Первая школьная неприятность была вызвана правилом умножения отрицательных чисел. Я тотчас начал расспрашивать отца, чем объясняется это странное правило. Мой отец, как верный ученик Эмми Нётер (и, следовательно, Гильберта и Дедекинда) стал объяснять одиннадцати летнему сыну принципы аксиоматической науки: определение выбрано так, чтобы выполнялось тождество дистрибутивности a(b + c) = ab + ac. Аксиоматический метод требует соглашаться принять любую аксиому, в надежде на то, что следствия окажутся плодотворными (вероятно, их можно будет оценить к тридцати годам, когда можно будет прочесть и оценить и Анну Каренину). Отец не сказал ни слова ни об ориентированной площади прямоугольника, ни о какой-либо иной внематематической интерпретации произведений и знаков.





«Алгебраическое» объяснение не смогло поколебать ни моей горячей любви к отцу, ни глубокого уважения к его науке. Но я навсегда возненавидел аксиоматический метод с его немотивированными определениями.

Вероятно, сказалось и то, что я к этому времени уже привык разговаривать с неалгебраистами (вроде Л.И. Мандельштама, И.Е. Тамма, П.С. Новикова, E.Л. Фейнберга, М.А. Леонтовича, А.Г. Гурвича), относившимися к невежественному собеседнику с полным уважением и старавшимися действительно объяснить ему совершенно нетривиальные идеи и факты разных наук, будь то физика или биология, астрономия или радиолокация.

Отрицательные числа я понял годом позже, выводя «уравнение времени», учитывающее поправку в продолжительность дня, соответствующую времени года. Объяснить алгебраистам непригодность их аксиоматического метода для обучающихся невозможно.

Детей надо бы спрашивать, когда завтра будет прилив, если сегодня он был в три часа дня. Это посильно, но заставляет понимать отрицательные числа лучше, чем алгебраические рецепты. У кого-то из древних (возможно, у Геродота?) я прочёл, что приливы «всегда бывают в три и в девять часов». Не обязательно жить около океана, чтобы понять, как влияет на время прилива месячное вращение Луны. Настоящая математика здесь, а не в аксиомах.

Школьные годы

Школа, в которой я учился, была обычной, но очень хорошей. Её окончили С.С. Аверинцев, В.П. Маслов и Ю.А. Рыжов. Однажды на выборах в РАН кандидатами были трое моих одноклассников, сейчас двое из них — члены РАН. Даже учителя биологии, истории, географии, литературы подходили к своим предметам почти как к точным наукам, временно попавшим в трудное положение. Помню, что на «трудные» вопросы наивных школьников мудрые учителя отвечали: «А об этом вы спросите своих родителей — они сумеют лучше меня объяснить, почему надо считать, что 3 < 2».

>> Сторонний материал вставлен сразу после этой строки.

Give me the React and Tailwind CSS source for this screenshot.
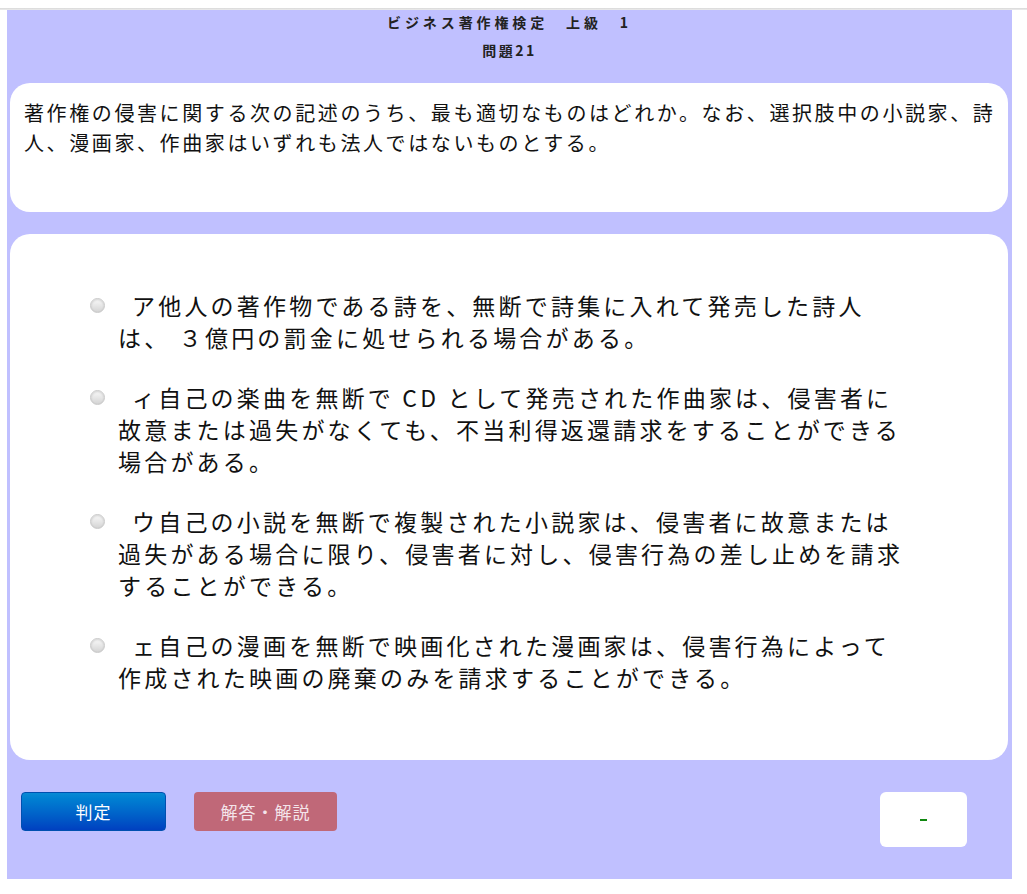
import React from 'react'

const FONT = { fontFamily: '"Noto Sans CJK JP", "Noto Sans", sans-serif' }

const OPTIONS = [
  {
    id: 'a',
    lines: ['ア他人の著作物である詩を、無断で詩集に入れて発売した詩人', 'は、 ３億円の罰金に処せられる場合がある。'],
  },
  {
    id: 'i',
    lines: [
      'ィ自己の楽曲を無断で CD として発売された作曲家は、侵害者に',
      '故意または過失がなくても、不当利得返還請求をすることができる',
      '場合がある。',
    ],
  },
  {
    id: 'u',
    lines: [
      'ウ自己の小説を無断で複製された小説家は、侵害者に故意または',
      '過失がある場合に限り、侵害者に対し、侵害行為の差し止めを請求',
      'することができる。',
    ],
  },
  {
    id: 'e',
    lines: ['ェ自己の漫画を無断で映画化された漫画家は、侵害行為によって', '作成された映画の廃棄のみを請求することができる。'],
  },
]

function Radio() {
  return (
    <span className="mt-[9px] block h-[15px] w-[15px] shrink-0 rounded-full border border-[#c8c8c8] bg-gradient-to-b from-[#fafafa] to-[#d4d4d4] shadow-[inset_0_1px_2px_rgba(0,0,0,0.15)]" />
  )
}

function Option({ lines }) {
  return (
    <label className="flex items-start">
      <Radio />
      <div className="ml-[13px] whitespace-nowrap text-[23px] leading-[32px] tracking-[3.2px] text-[#111]">
        {lines.map((line, i) => (
          <div key={i} className={i === 0 ? 'pl-[14px]' : ''}>
            {line}
          </div>
        ))}
      </div>
    </label>
  )
}

export default function App() {
  return (
    <div className="min-h-[894px] bg-white" style={FONT}>
      <div className="pt-[8px]">
        <div className="h-[2px] bg-gradient-to-b from-[#d8d8d8] to-[#ececec]" />
      </div>

      <div className="ml-[7px] flex h-[869px] w-[1005px] flex-col bg-[#c0c0ff]">
        {/* Header */}
        <div className="flex flex-col items-center pt-[2px] text-[14px] font-bold text-[#222]">
          <div className="leading-[20px] tracking-[3.9px]">ビジネス著作権検定　上級　1</div>
          <div className="mt-[8px] leading-[20px] tracking-[2.5px]">問題21</div>
        </div>

        {/* Question */}
        <div className="ml-[3px] mt-[23px] h-[129px] w-[998px] rounded-[20px] bg-white pl-[14px] pt-[15px]">
          <p className="whitespace-nowrap text-[20px] leading-[30px] tracking-[2.6px] text-[#111]">
            著作権の侵害に関する次の記述のうち、最も適切なものはどれか。なお、選択肢中の小説家、詩
            <br />
            人、漫画家、作曲家はいずれも法人ではないものとする。
          </p>
        </div>

        {/* Options */}
        <div className="ml-[3px] mt-[22px] h-[526px] w-[998px] rounded-[20px] bg-white pl-[80px] pt-[55px]">
          <div className="flex flex-col gap-[28px]">
            {OPTIONS.map(o => (
              <Option key={o.id} lines={o.lines} />
            ))}
          </div>
        </div>

        {/* Actions */}
        <div className="mt-[32px] flex items-start pl-[14px]">
          <button className="h-[39px] w-[145px] rounded-[4px] border border-[#0050b0] bg-gradient-to-b from-[#0a8ad4] to-[#0040c0] text-[17px] tracking-[1px] text-white">
            判定
          </button>
          <button className="ml-[28px] h-[39px] w-[143px] rounded-[4px] bg-[#c06878] text-[17px] tracking-[1px] text-[#f4e4ea]">
            解答・解説
          </button>
          <div className="ml-auto mr-[45px] flex h-[55px] w-[87px] items-center justify-center rounded-[6px] bg-white">
            <span className="block h-[2px] w-[7px] bg-[#108810]" />
          </div>
        </div>
      </div>
    </div>
  )
}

Родители кое-как объясняли, но я с ранних лет усвоил, что о некоторых вещах нельзя ни с кем говорить, например, не следует называть имена и отчества наших гостей и адреса в тех городах, удалённых от Москвы немного больше, чем на 100 км, куда я отсылал продуктовые посылки (то в Александров, то в Малоярославец, а то и в Киргизию или Сибирь). Среди гостей, впрочем, бывали то К.И. и Л.К. Чуковские, то И.Е. Тамм или М.А. Леонтович, да и А.Д. Сахаров был учеником моего отца и другом тётки.

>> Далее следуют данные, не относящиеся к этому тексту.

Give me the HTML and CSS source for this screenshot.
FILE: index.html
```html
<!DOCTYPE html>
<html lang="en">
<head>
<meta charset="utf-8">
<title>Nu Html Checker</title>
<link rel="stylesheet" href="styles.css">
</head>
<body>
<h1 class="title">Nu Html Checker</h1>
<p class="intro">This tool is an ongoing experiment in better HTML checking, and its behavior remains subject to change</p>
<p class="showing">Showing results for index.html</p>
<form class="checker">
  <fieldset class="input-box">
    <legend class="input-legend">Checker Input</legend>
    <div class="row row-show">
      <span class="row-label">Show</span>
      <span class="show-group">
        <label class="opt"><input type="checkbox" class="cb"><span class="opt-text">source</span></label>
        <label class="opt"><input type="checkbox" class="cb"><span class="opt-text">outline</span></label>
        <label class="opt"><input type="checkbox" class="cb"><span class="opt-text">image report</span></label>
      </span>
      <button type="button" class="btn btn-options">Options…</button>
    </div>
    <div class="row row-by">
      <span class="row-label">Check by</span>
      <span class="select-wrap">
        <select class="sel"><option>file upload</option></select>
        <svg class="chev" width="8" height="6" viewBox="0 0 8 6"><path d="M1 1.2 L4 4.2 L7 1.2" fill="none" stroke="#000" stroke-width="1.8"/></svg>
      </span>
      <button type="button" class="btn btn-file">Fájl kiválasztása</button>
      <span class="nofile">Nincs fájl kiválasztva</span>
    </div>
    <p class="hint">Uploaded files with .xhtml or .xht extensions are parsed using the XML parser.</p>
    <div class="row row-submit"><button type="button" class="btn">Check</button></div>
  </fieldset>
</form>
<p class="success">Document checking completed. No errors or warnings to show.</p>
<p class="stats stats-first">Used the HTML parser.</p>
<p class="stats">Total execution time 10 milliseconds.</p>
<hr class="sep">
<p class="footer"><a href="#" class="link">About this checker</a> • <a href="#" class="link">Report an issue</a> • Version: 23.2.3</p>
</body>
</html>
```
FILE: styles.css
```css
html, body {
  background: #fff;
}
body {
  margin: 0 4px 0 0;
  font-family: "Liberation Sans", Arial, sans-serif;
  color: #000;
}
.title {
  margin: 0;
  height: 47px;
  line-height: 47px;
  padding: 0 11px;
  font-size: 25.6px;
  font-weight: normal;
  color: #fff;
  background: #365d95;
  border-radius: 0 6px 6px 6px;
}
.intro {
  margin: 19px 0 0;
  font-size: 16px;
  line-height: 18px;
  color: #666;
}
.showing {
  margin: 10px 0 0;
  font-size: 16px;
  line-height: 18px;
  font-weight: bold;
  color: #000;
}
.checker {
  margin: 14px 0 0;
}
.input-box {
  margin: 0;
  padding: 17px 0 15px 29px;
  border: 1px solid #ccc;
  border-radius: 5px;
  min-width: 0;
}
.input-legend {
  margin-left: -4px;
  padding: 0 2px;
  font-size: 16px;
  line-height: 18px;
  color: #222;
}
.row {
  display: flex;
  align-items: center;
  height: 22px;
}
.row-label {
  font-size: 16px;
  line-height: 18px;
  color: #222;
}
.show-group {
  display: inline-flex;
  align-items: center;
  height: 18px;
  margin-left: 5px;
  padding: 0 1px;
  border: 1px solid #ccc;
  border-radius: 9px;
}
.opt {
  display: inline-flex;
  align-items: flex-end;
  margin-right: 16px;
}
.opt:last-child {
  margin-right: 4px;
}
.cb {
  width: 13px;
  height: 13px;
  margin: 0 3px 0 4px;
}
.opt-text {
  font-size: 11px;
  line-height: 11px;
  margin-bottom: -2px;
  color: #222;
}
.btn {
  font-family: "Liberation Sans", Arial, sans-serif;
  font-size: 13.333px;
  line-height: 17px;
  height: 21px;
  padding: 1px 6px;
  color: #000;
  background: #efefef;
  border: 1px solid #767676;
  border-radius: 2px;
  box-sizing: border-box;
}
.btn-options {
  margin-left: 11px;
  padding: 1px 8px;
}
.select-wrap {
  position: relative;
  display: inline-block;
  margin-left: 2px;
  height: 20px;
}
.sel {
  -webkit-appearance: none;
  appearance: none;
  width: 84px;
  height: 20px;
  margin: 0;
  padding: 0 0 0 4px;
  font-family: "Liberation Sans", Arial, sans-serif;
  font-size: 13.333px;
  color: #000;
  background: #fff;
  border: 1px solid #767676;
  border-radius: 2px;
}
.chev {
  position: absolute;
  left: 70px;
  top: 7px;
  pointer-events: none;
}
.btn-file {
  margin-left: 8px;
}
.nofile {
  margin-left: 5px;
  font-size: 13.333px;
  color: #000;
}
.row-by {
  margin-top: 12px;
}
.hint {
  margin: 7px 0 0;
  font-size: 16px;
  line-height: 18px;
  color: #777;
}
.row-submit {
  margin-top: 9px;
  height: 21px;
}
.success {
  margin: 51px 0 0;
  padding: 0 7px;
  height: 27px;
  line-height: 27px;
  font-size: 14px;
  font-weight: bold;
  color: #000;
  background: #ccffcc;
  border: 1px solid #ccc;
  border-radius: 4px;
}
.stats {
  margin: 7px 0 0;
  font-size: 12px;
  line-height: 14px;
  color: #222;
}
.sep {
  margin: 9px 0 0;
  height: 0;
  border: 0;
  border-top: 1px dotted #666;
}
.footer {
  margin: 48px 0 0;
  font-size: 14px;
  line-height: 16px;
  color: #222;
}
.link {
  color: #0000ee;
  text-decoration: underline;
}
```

В соседнем с нами доме жил (да и сейчас живёт) американский посол, и вдоль стены нашего сада ходил то охраняющий посла милиционер, то человек в штатском, очень любивший поболтать с детворой. Но я уже лет в десять знал, что нельзя рассказывать о гостье бабушки, Розе Вениаминовне, которую привозила и увозила роскошная машина, и не потому, что от этого рассказа нам будет хуже, а из-за того, что он может повредить гостье. Бабушка, посмеиваясь, читала очерки о своей революционной деятельности то в «Правде», то в «Известиях», авторы которых думали что она давно умерла, тем более, что все её сотрудники (кроме, разве, академика Немчинова и А.П. Юшкевича) были должным образом истреблены. Но она ещё при царе привыкла скрываться и, переезжая из города в город и меняя специальность и работу, сумела дожить до глубокой старости, хотя и считала, что встречи с ней для её сохранившихся высокопоставленных старых знакомых небезопасны.

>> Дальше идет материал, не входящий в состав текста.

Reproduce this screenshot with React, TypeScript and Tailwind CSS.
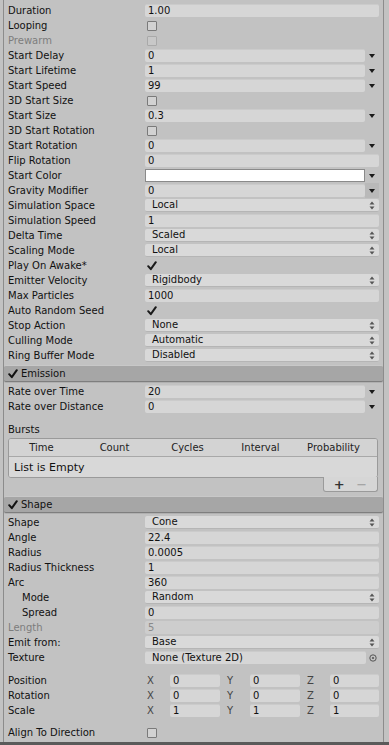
import React from "react";

const FONT = { fontFamily: '"DejaVu Sans", "Liberation Sans", sans-serif' };

function DownArrow() {
  return (
    <svg width="6" height="5" viewBox="0 0 6 5">
      <path d="M0 1 L6 1 L3 5 Z" fill="#1a1a1a" />
    </svg>
  );
}

function UpDown() {
  return (
    <svg width="6" height="9" viewBox="0 0 6 9">
      <path d="M0.5 3.5 L5.5 3.5 L3 0.5 Z" fill="#555" />
      <path d="M0.5 5.5 L5.5 5.5 L3 8.5 Z" fill="#555" />
    </svg>
  );
}

function Check({ size = 10, color = "#1a1a1a" }: { size?: number; color?: string }) {
  return (
    <svg width={size} height={size} viewBox="0 0 10 10">
      <path d="M1.2 5.2 L3.8 8.2 L8.8 1.2" stroke={color} strokeWidth="2" fill="none" strokeLinecap="round" strokeLinejoin="round" />
    </svg>
  );
}

function Label({ text, indent, disabled }: { text: string; indent?: boolean; disabled?: boolean }) {
  return (
    <div
      className={
        "w-[141px] shrink-0 whitespace-nowrap text-[10px] leading-none " +
        (indent ? "pl-[18px] " : "pl-[4px] ") +
        (disabled ? "text-[#7d7d7d]" : "text-[#111]")
      }
    >
      {text}
    </div>
  );
}

function Row({ children }: { children: React.ReactNode }) {
  return <div className="h-[15px] flex items-center">{children}</div>;
}

function FullField({ label, value, indent, disabled }: { label: string; value: string; indent?: boolean; disabled?: boolean }) {
  return (
    <Row>
      <Label text={label} indent={indent} disabled={disabled} />
      <div
        className={
          "flex-1 mr-[4px] h-[13px] flex items-center pl-[3px] text-[10px] leading-none rounded-[2px] " +
          (disabled ? "bg-[#cdcdcd] text-[#8a8a8a]" : "bg-[#d6d6d6] border-t border-[#cbcbcb] text-[#111]")
        }
      >
        {value}
      </div>
    </Row>
  );
}

function CurveField({ label, value }: { label: string; value: string }) {
  return (
    <Row>
      <Label text={label} />
      <div className="w-[220px] h-[13px] flex items-center pl-[3px] text-[10px] leading-none text-[#111] bg-[#d6d6d6] border-t border-[#cbcbcb] rounded-[2px]">
        {value}
      </div>
      <div className="w-[14px] h-[13px] flex items-center justify-center">
        <DownArrow />
      </div>
    </Row>
  );
}

function PopupField({ label, value, indent }: { label: string; value: string; indent?: boolean }) {
  return (
    <Row>
      <Label text={label} indent={indent} />
      <div className="flex-1 mr-[4px] h-[13px] flex items-center justify-between pl-[7px] pr-[4px] text-[10px] leading-none text-[#111] bg-[#d9d9d9] border-b border-[#b5b5b5] rounded-[2px]">
        <span>{value}</span>
        <UpDown />
      </div>
    </Row>
  );
}

function CheckRow({ label, checked, disabled }: { label: string; checked?: boolean; disabled?: boolean }) {
  return (
    <Row>
      <Label text={label} disabled={disabled} />
      <div className="pl-[2px] flex items-center">
        {checked ? (
          <div className="w-[10px] h-[10px] flex items-center justify-center">
            <Check />
          </div>
        ) : (
          <div
            className={
              "w-[10px] h-[10px] border rounded-[1px] " +
              (disabled ? "border-[#a9a9a9] bg-[#c8c8c8]" : "border-[#7a7a7a] bg-[#d2d2d2]")
            }
          />
        )}
      </div>
    </Row>
  );
}

function SectionHeader({ title }: { title: string }) {
  return (
    <div className="h-[17px] flex items-center gap-[3px] pl-[4px] bg-[#a6a6a6] border-t border-[#c8c8c8] border-b border-b-[#7e7e7e] rounded-[2px] shadow-[0_1px_0_#b0b0b0]">
      <Check size={10} color="#111" />
      <span className="text-[10px] leading-none text-[#111]">{title}</span>
    </div>
  );
}

function VecRow({ label, v }: { label: string; v: [string, string, string] }) {
  const axes = ["X", "Y", "Z"];
  return (
    <Row>
      <Label text={label} />
      <div className="flex items-center gap-[5px]">
        {axes.map((a, i) => (
          <div key={a} className="flex items-center">
            <div className="w-[25px] pl-[2px] text-[10px] leading-none text-[#444]">{a}</div>
            <div
              className={
                (i === 2 ? "w-[49px] " : "w-[50px] ") +
                "h-[13px] flex items-center pl-[3px] text-[10px] leading-none text-[#111] bg-[#d6d6d6] border-t border-[#cbcbcb] rounded-[2px]"
              }
            >
              {v[i]}
            </div>
          </div>
        ))}
      </div>
    </Row>
  );
}

export default function App() {
  return (
    <div className="w-[389px] h-[745px] bg-[#c2c2c2] relative overflow-hidden flex" style={FONT}>
      <div className="w-[3px] shrink-0" />
      <div className="w-[381px] shrink-0 h-full border-l border-r border-[#8c8c8c] pt-[3px] flex flex-col">
        <FullField label="Duration" value="1.00" />
        <CheckRow label="Looping" />
        <CheckRow label="Prewarm" disabled />
        <CurveField label="Start Delay" value="0" />
        <CurveField label="Start Lifetime" value="1" />
        <CurveField label="Start Speed" value="99" />
        <CheckRow label="3D Start Size" />
        <CurveField label="Start Size" value="0.3" />
        <CheckRow label="3D Start Rotation" />
        <CurveField label="Start Rotation" value="0" />
        <FullField label="Flip Rotation" value="0" />
        <Row>
          <Label text="Start Color" />
          <div className="w-[220px] h-[13px] bg-white border border-[#8a8a8a]" />
          <div className="w-[14px] h-[13px] flex items-center justify-center">
            <DownArrow />
          </div>
        </Row>
        <Row>
          <Label text="Gravity Modifier" />
          <div className="w-[220px] h-[13px] flex items-center pl-[3px] text-[10px] leading-none text-[#111] bg-[#d6d6d6] border-t border-[#cbcbcb] rounded-[2px]">
            0
          </div>
          <div className="w-[14px] h-[15px] flex items-center justify-center bg-[#b9b9b9]">
            <DownArrow />
          </div>
        </Row>
        <PopupField label="Simulation Space" value="Local" />
        <FullField label="Simulation Speed" value="1" />
        <PopupField label="Delta Time" value="Scaled" />
        <PopupField label="Scaling Mode" value="Local" />
        <CheckRow label="Play On Awake*" checked />
        <PopupField label="Emitter Velocity" value="Rigidbody" />
        <FullField label="Max Particles" value="1000" />
        <CheckRow label="Auto Random Seed" checked />
        <PopupField label="Stop Action" value="None" />
        <PopupField label="Culling Mode" value="Automatic" />
        <PopupField label="Ring Buffer Mode" value="Disabled" />

        <div className="mt-[2px]">
          <SectionHeader title="Emission" />
        </div>
        <div className="mt-[2px]">
          <CurveField label="Rate over Time" value="20" />
          <CurveField label="Rate over Distance" value="0" />
        </div>

        <div className="mt-[8px]">
          <Row>
            <Label text="Bursts" />
          </Row>
        </div>
        <div className="mt-[1px] ml-[4px] mr-[5px]">
          <div className="border border-[#9a9a9a] rounded-[3px] bg-[#d6d6d6] overflow-hidden">
            <div className="h-[18px] flex items-center -ml-[4px] border-b border-[#a8a8a8] bg-[#d3d3d3]">
              {["Time", "Count", "Cycles", "Interval", "Probability"].map((c) => (
                <div key={c} className="w-[73px] text-center text-[10px] leading-none text-[#222]">
                  {c}
                </div>
              ))}
            </div>
            <div className="h-[20px] flex items-center pl-[5px] text-[11px] leading-none text-[#111] bg-[#d8d8d8]">
              List is Empty
            </div>
          </div>
          <div className="flex justify-end">
            <div className="w-[55px] h-[15px] -mt-[1px] border border-t-0 border-[#9a9a9a] rounded-b-[3px] bg-[#d6d6d6] flex items-center justify-around px-[4px]">
              <span className="text-[13px] leading-none font-bold text-[#333]">+</span>
              <span className="text-[13px] leading-none text-[#9a9a9a]">−</span>
            </div>
          </div>
        </div>

        <div className="mt-[4px]">
          <SectionHeader title="Shape" />
        </div>
        <div className="mt-[2px]">
          <PopupField label="Shape" value="Cone" />
          <FullField label="Angle" value="22.4" />
          <FullField label="Radius" value="0.0005" />
          <FullField label="Radius Thickness" value="1" />
          <FullField label="Arc" value="360" />
          <PopupField label="Mode" value="Random" indent />
          <FullField label="Spread" value="0" indent />
          <FullField label="Length" value="5" disabled />
          <PopupField label="Emit from:" value="Base" />
          <Row>
            <Label text="Texture" />
            <div className="w-[221px] h-[13px] flex items-center pl-[7px] text-[10px] leading-none text-[#111] bg-[#d6d6d6] border-t border-[#cbcbcb] rounded-[2px]">
              None (Texture 2D)
            </div>
            <div className="w-[13px] h-[13px] flex items-center justify-center">
              <svg width="8" height="8" viewBox="0 0 8 8">
                <circle cx="4" cy="4" r="3.2" stroke="#555" strokeWidth="1" fill="none" />
                <circle cx="4" cy="4" r="1.1" fill="#555" />
              </svg>
            </div>
          </Row>
        </div>
        <div className="mt-[8px]">
          <VecRow label="Position" v={["0", "0", "0"]} />
          <VecRow label="Rotation" v={["0", "0", "0"]} />
          <VecRow label="Scale" v={["1", "1", "1"]} />
        </div>
        <div className="mt-[7px]">
          <CheckRow label="Align To Direction" />
        </div>
      </div>
      <div className="absolute left-0 right-0 bottom-0 h-[3px] bg-[#5a5a5a]" />
    </div>
  );
}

В школе тоже не обо всём можно было говорить. Один из моих одноклассников после сессии ВАСХНИЛ 1948 года писал в анкете: «мать — домохозяйка, отец — домохозяин». Его отец, боевой офицер и один из крупнейших российских генетиков, едва ли не единственный отказался на лысенковской сессии покаяться, сохранил честь и был лишен работы (в конце жизни он был избран в РАН). После 1948 года моя тётка сумела добыть работу по реферированию иностранной генетической литературы, которая оформлялась на её имя, но которую делал он и деньги за которую передавались ему.